姫の表情が、怯えたように……、段々と曇っていく。
大丈夫。怖くないよ……と、ゆっくり近寄り、その小さな体を壊してしまわないよう、そっと柔らかく抱き締める。
恵は耳元で「おはよ」と囁いた。
姫は大人しく抱き寄せられたままでいる。
ガン! ガン! ガン!
激しいノックが響く。
NS直通の開け放たれたままのドアでは無く、廊下側のサイドスライド式のドアが開く。
―――VIPルームには5つのドアがある。1つはNS直通。鍵は掛けられるが、現在、不要な為、その鍵は使用されていない。
NSへのドアの遠い向かい側には、VIPルームの主の関係者が使用できる部屋へと続くドアがある。そこにはVIPルームには到底、及ばないが寛ぐスペースと共にキッチンがある。所謂、コネクティングルームだ。
コネクティングルームの中、VIPルームへのドアの反対側には、コネクティングルームを使用する関係者用のお手洗いと浴室。
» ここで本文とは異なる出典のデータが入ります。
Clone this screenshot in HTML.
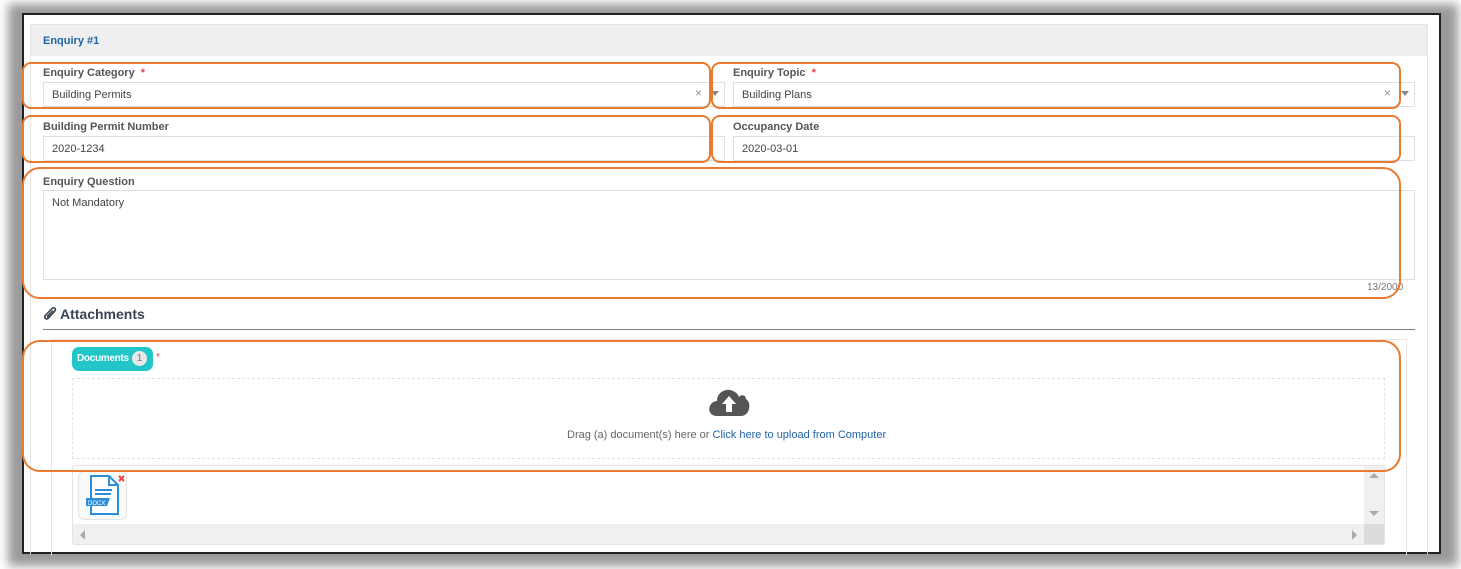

4つのベッドが置かれた部屋へと続くドアがある。
コネクティングルーム及び、その奥の部屋からは、VIPルームを経由しなければ廊下に出られない。
コネクティングルームへのドアは、廊下に面する分厚い壁の側だ。
反対側の視界の開けた窓に近い場所にある、3つ目のドアはお手洗いに通じている。その隣には4つ目。浴室へのドアだ。
VIPルームの残る1つのドアが今回、開いたドアである。廊下へのそのドアは、入室するにあたり、カードキーと網膜認証が必要な構造だ。
つまり、VIPルームの出入りはVIPルームのサイドスライドドアか、NSの同じサイドスライドドアからのみ可能である。カードキーと網膜認証の必要な、そのドアは分厚く容易く破れるものではない。
その分厚いドアに合わせ当然、壁も分厚い。破ろうとすれば警報を発し、院内常駐の警備が駆け付ける。
万全なセキュリティを持つ病室。それがこの蓼園総合病院の最上階のVIPルームだ。
スキャンダルを起こした政治家や企業の重役などが、何故か急に体調を崩し、入院することがある。
そんな時に使われる豪華な部屋なのである―――
カードキーを持ち、網膜を登録している者は限られていた。
スライドドアから入室したのは優の主治医である島井だった。
恵は頼れる医師に、顔を巡らせる。
「どうしました? 何が起きました?」
部屋の中央に早足で近づきつつ、恵にそう声をかける。
姫を胸に抱く看護師の姿を訝しんだ様子だった。
恵が先生に状況の報告をしようとした時、不意に腕に重みが掛かる。
姫はカクンと首を後ろに反らす。
慌てて視線を戻した。
姫は恵の腕の中で気を失い、再度、眠りに就いたのだった。